On this trip, we were headed to Jacksonville Providence for the Indians' regional semifinal game against the Stallions.
To pass the time on the nearly three-hour trip, players sent text messages, listened to tunes on iPods or surfed the Internet on their smart phones. Others played a board game called "Things" that was introduced to them by assistant coach Chad Brock, who turns 25 this month and could've been mistaken for one of the players during the trip as he laughed and had what appeared to be a fun time with players in the back of the bus.
A few, like seniors Brent Slaughter and Quis Green, caught some Zs in the middle rows while classmates P.J. Allen and Josh Martinez gazed out the window. It was a long ride, and even coach Kyle Parnell appeared to doze off a few times late in the drive to the game.
Along the way, bus driver Joseph Wain broke up the trip by stopping at the Western Steer restaurant in Starke. A convoy of parents and fans that were following the bus stopped as well.
Players pigged out on chicken and mash potatoes, among other things, while also hitting the dessert kiosk. No players were seen eating salad.

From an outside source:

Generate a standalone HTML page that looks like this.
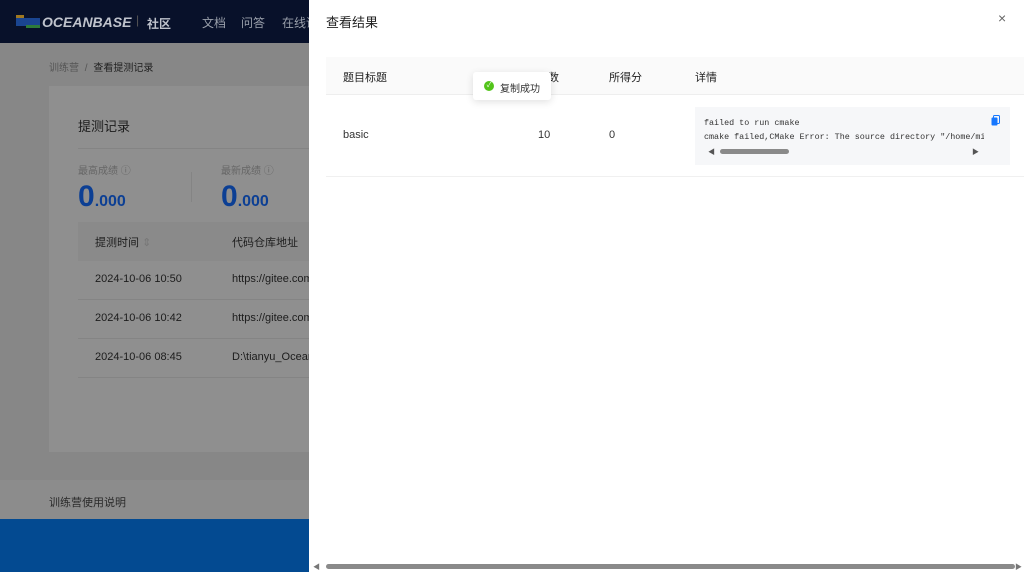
<!DOCTYPE html>
<html><head><meta charset="utf-8"><style>
*{margin:0;padding:0;box-sizing:border-box}
body{width:1024px;height:572px;overflow:hidden;position:relative;font-family:"Liberation Sans","Noto Sans CJK SC",sans-serif;background:#878787;}
.abs{position:absolute}
.hdr{left:0;top:0;width:1024px;height:43px;background:#08112a}
.card{left:49px;top:86px;width:300px;height:366px;background:#8f8f8f}
.t{position:absolute;white-space:nowrap}
.big{color:#0c3f94;font-weight:bold}
.drawer{left:309px;top:0;width:715px;height:572px;background:#fff}
.mono{font-family:"Liberation Mono","DejaVu Sans Mono",monospace;font-size:8.4px;color:#333}
</style></head><body>
<div class="abs hdr"></div>
<svg class="abs" style="left:16px;top:15px" width="24" height="14"><rect x="0" y="0" width="8" height="3" fill="#a07820"/><rect x="0" y="3" width="24" height="8" fill="#1a4590"/><rect x="10" y="10" width="14" height="3" fill="#2e7b3a"/></svg>
<div class="t" style="left:42px;top:14px;color:#bfc3cc;font-size:14px;font-weight:bold;font-style:italic">OCEANBASE</div>
<div class="t" style="left:136px;top:13px;color:#555;font-size:12px">|</div>
<div class="t" style="left:147px;top:15px;color:#bfc3cc;font-size:12px;font-weight:bold">社区</div>
<div class="t" style="left:202px;top:14px;color:#9aa0ab;font-size:12px">文档</div>
<div class="t" style="left:241px;top:14px;color:#9aa0ab;font-size:12px">问答</div>
<div class="t" style="left:282px;top:14px;color:#9aa0ab;font-size:12px">在线课</div>
<div class="t" style="left:49px;top:59px;font-size:10px;color:#555">训练营 <span style="margin:0 3px">/</span> <span style="color:#222">查看提测记录</span></div>
<div class="abs card"></div>
<div class="t" style="left:78px;top:116px;font-size:13px;color:#1c1c1c">提测记录</div>
<div class="abs" style="left:78px;top:148px;width:231px;height:1px;background:#848484"></div>
<div class="t" style="left:78px;top:162px;font-size:10px;color:#666">最高成绩 ⓘ</div>
<div class="t" style="left:221px;top:162px;font-size:10px;color:#666">最新成绩 ⓘ</div>
<div class="abs" style="left:191px;top:172px;width:1px;height:30px;background:#848484"></div>
<div class="t big" style="left:78px;top:180px;font-size:30px">0<span style="font-size:16px">.000</span></div>
<div class="t big" style="left:221px;top:180px;font-size:30px">0<span style="font-size:16px">.000</span></div>
<div class="abs" style="left:78px;top:222px;width:231px;height:39px;background:#8a8a8a"></div>
<div class="t" style="left:95px;top:234px;font-size:11px;color:#1c1c1c">提测时间 <span style="color:#777">⇕</span></div>
<div class="t" style="left:232px;top:234px;font-size:11px;color:#1c1c1c">代码仓库地址</div>
<div class="t" style="left:95px;top:273px;font-size:11px;color:#1c1c1c">2024-10-06 10:50</div>
<div class="t" style="left:232px;top:273px;font-size:11px;color:#1c1c1c">https://gitee.com</div>
<div class="abs" style="left:78px;top:299px;width:231px;height:1px;background:#848484"></div>
<div class="t" style="left:95px;top:312px;font-size:11px;color:#1c1c1c">2024-10-06 10:42</div>
<div class="t" style="left:232px;top:312px;font-size:11px;color:#1c1c1c">https://gitee.com</div>
<div class="abs" style="left:78px;top:338px;width:231px;height:1px;background:#848484"></div>
<div class="t" style="left:95px;top:351px;font-size:11px;color:#1c1c1c">2024-10-06 08:45</div>
<div class="t" style="left:232px;top:351px;font-size:11px;color:#1c1c1c">D:\tianyu_Ocean</div>
<div class="abs" style="left:78px;top:377px;width:231px;height:1px;background:#848484"></div>
<div class="abs" style="left:0;top:480px;width:309px;height:39px;background:#8c8c8c"></div>
<div class="t" style="left:49px;top:494px;font-size:11px;color:#2a2a2a">训练营使用说明</div>
<div class="abs" style="left:0;top:519px;width:309px;height:53px;background:#034a91"></div>

<div class="abs drawer"></div>
<div class="t" style="left:326px;top:12px;font-size:13px;color:#222">查看结果</div>
<div class="t" style="left:998px;top:10px;font-size:14px;color:#666">×</div>
<div class="abs" style="left:326px;top:57px;width:698px;height:38px;background:#fafafa;border-bottom:1px solid #eee"></div>
<div class="t" style="left:343px;top:69px;font-size:11px;color:#222">题目标题</div>
<div class="t" style="left:548px;top:69px;font-size:11px;color:#222">数</div>
<div class="t" style="left:609px;top:69px;font-size:11px;color:#222">所得分</div>
<div class="t" style="left:695px;top:69px;font-size:11px;color:#222">详情</div>
<div class="t" style="left:343px;top:129px;font-size:11px;color:#333">basic</div>
<div class="t" style="left:538px;top:129px;font-size:11px;color:#333">10</div>
<div class="t" style="left:609px;top:129px;font-size:11px;color:#333">0</div>
<div class="abs" style="left:695px;top:107px;width:315px;height:58px;background:#f6f7f9"></div>
<div class="abs" style="left:704px;top:116px;width:280px;height:30px;overflow:hidden">
<div class="t mono" style="left:0;top:2px">failed to run cmake</div>
<div class="t mono" style="left:0;top:16px">cmake failed,CMake Error: The source directory "/home/mi</div>
</div>
<div class="t" style="left:708px;top:147px;font-size:7px;color:#555">◀</div>
<div class="abs" style="left:720px;top:149px;width:69px;height:5px;border-radius:3px;background:#8a8a8a"></div>
<div class="t" style="left:972px;top:147px;font-size:7px;color:#555">▶</div>
<svg class="abs" style="left:991px;top:115px" width="9" height="11"><rect x="2.5" y="0.5" width="6" height="8" rx="1" fill="none" stroke="#1677ff"/><rect x="0.5" y="2.5" width="6" height="8" rx="1" fill="#1677ff"/></svg>
<div class="abs" style="left:326px;top:176px;width:698px;height:1px;background:#f0f0f0"></div>
<div class="abs" style="left:473px;top:72px;width:78px;height:28px;background:#fff;box-shadow:0 2px 8px rgba(0,0,0,.12);border-radius:3px"></div>
<div class="abs" style="left:484px;top:81px;width:10px;height:10px;border-radius:50%;background:#52c41a;color:#fff;font-size:7px;text-align:center;line-height:10px">✓</div>
<div class="t" style="left:500px;top:80px;font-size:10px;color:#333">复制成功</div>
<div class="t" style="left:313px;top:562px;font-size:7px;color:#777">◀</div>
<div class="abs" style="left:326px;top:564px;width:689px;height:5px;border-radius:3px;background:#8a8a8a"></div>
<div class="t" style="left:1015px;top:562px;font-size:7px;color:#777">▶</div>
</body></html>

Back on the road, players continued passing the time in much of the same way until driving through Jacksonville on Interstate 10, where they peered out windows at the buildings of downtown.

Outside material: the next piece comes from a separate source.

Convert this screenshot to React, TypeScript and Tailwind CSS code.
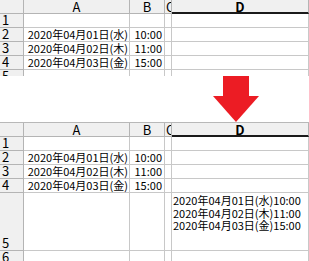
import React from "react";

type Row = { label: string; h: number; a?: string; b?: string; d?: string[] };

const topRows: Row[] = [
  { label: "1", h: 14 },
  { label: "2", h: 14, a: "2020年04月01日(水)", b: "10:00" },
  { label: "3", h: 14, a: "2020年04月02日(木)", b: "11:00" },
  { label: "4", h: 14, a: "2020年04月03日(金)", b: "15:00" },
  { label: "5", h: 14 },
];

const bottomRows: Row[] = [
  { label: "1", h: 14 },
  { label: "2", h: 14, a: "2020年04月01日(水)", b: "10:00" },
  { label: "3", h: 14, a: "2020年04月02日(木)", b: "11:00" },
  { label: "4", h: 14, a: "2020年04月03日(金)", b: "15:00" },
  {
    label: "5",
    h: 58,
    d: [
      "2020年04月01日(水)10:00",
      "2020年04月02日(木)11:00",
      "2020年04月03日(金)15:00",
    ],
  },
  { label: "6", h: 14 },
];

function Sheet({ rows }: { rows: Row[] }) {
  return (
    <div className="border-t border-t-[#b8b8b8]">
      <div className="flex h-[14px]">
        <div className="w-[24px] h-[14px] box-border bg-[#f0f0f0] border-r border-b border-[#b4b4b4]" />
        <div className="w-[106px] h-[14px] box-border bg-[#f0f0f0] border-r border-b border-[#b4b4b4] flex items-center justify-center text-[13px] leading-none">
          A
        </div>
        <div className="w-[35px] h-[14px] box-border bg-[#f0f0f0] border-r border-b border-[#b4b4b4] flex items-center justify-center text-[13px] leading-none">
          B
        </div>
        <div className="w-[7px] h-[14px] box-border bg-[#f0f0f0] border-r border-b border-[#b4b4b4] overflow-hidden flex items-center text-[13px] leading-none pl-px">
          C
        </div>
        <div className="w-[137px] h-[14px] box-border bg-[#f0f0f0] border-r border-[#b4b4b4] border-b-2 border-b-[#1a1a1a] flex items-center justify-center text-[13px] leading-none font-bold">
          D
        </div>
      </div>
      {rows.map((r) => (
        <div key={r.label} className="flex" style={{ height: r.h }}>
          <div className="w-[24px] h-full box-border bg-[#f0f0f0] border-r border-b border-[#b4b4b4] flex items-end pl-[2px] pb-[1px] text-[13px] leading-none overflow-hidden">
            {r.label}
          </div>
          <div className="w-[106px] h-full box-border border-r border-b border-[#c8c8c8] flex items-center justify-end pr-px text-[11px] leading-none whitespace-nowrap">
            {r.a ?? ""}
          </div>
          <div className="w-[35px] h-full box-border border-r border-b border-[#c8c8c8] flex items-center justify-end pr-[2px] text-[11px] leading-none whitespace-nowrap">
            {r.b ?? ""}
          </div>
          <div className="w-[7px] h-full box-border border-r border-b border-[#c8c8c8]" />
          <div className="w-[137px] h-full box-border border-r border-b border-[#c8c8c8] pl-px pt-[1px] text-[11px] leading-[12.5px] whitespace-nowrap">
            {r.d?.map((t) => (
              <div key={t}>{t}</div>
            ))}
          </div>
        </div>
      ))}
    </div>
  );
}

export default function App() {
  return (
    <div className="w-[309px] h-[261px] bg-white overflow-hidden text-black font-['Noto_Sans_CJK_JP',sans-serif]">
      <div className="h-[76px] overflow-hidden">
        <div className="-mt-px">
          <Sheet rows={topRows} />
        </div>
      </div>
      <div className="h-[46px] flex">
        <svg className="ml-[213px]" width="46" height="46" viewBox="0 0 46 46">
          <rect x="10" y="0" width="26" height="21" fill="#ec1c24" />
          <polygon points="0,20 46,20 23,46" fill="#ec1c24" />
        </svg>
      </div>
      <div className="h-[139px] overflow-hidden">
        <Sheet rows={bottomRows} />
      </div>
    </div>
  );
}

"Where are we Coach?" shouted freshman James Corbin.
"Tampa!" Parnell fired back.
Corbin continued the joke for a while, adding that "This mush be St. Pete," as we traveled to the outskirts of town, searching for Providence High.
A few miles away, Parnell pointed to his watch as if to say, "It's time to get serious." And most players, almost instantly, put their game faces on before arriving at the shiny digs of Providence's field.
After unloading the bus - freshman, being freshman, had to tote most of the gear to the dugout — players began taking batting practices in the cages along the left field fence.
Behind home plate, the field had "2 TIM 1:7" painted on it and there were palm tress behind the backstop. There also was a sign that featured all of the Stallions college/professional players. Another sign showed that the private school, established in 1999, had reached the regional semifinals 10 of the 11 seasons it has fielded a baseball team.
About 100 Chieflandians attended the game, and dozens began showing up an hour before the first pitch. Their eardrums were pushed to the brink by Christian music that was turned up so loud on the public address system that God may have been able to hear it.
After the game, a 10-2 CHS loss, parents and players meandered around behind the visitor's dugout, not leaving until the lights were turned out as if they wanted to hold on to the 2011 season just a little bit longer.
On the bus, the trip home was much quieter with only about a third as many players making the return trip while others hitched rides with parents. The initial conversations were about the game, but it didn't take too long for players to put the loss, and Jacksonville Providence behind them.
After a stop at McDonald's where players and coaches seemed to have a problem with a cashier, most players tried to get comfortable enough on the bus to sleep. In fact, besides myself and a player or two, the majority of the bus was silent for more than an hour until we missed a turn in Waldo and had to turn around.
That's when talk turned to stories about growing up in Chiefland athletics. Many of the yarns centered around the habits of one individual who'll go unnamed here, but apparently would eat anything and everything.
We pulled into the school about 1:40 a.m. and my old body was happy to finally get off the bus.
A special thanks to the Chiefland baseball team for its hospitality in letting a scribe such as myself hitch a ride.
It, like the smell, is something I'll never forget.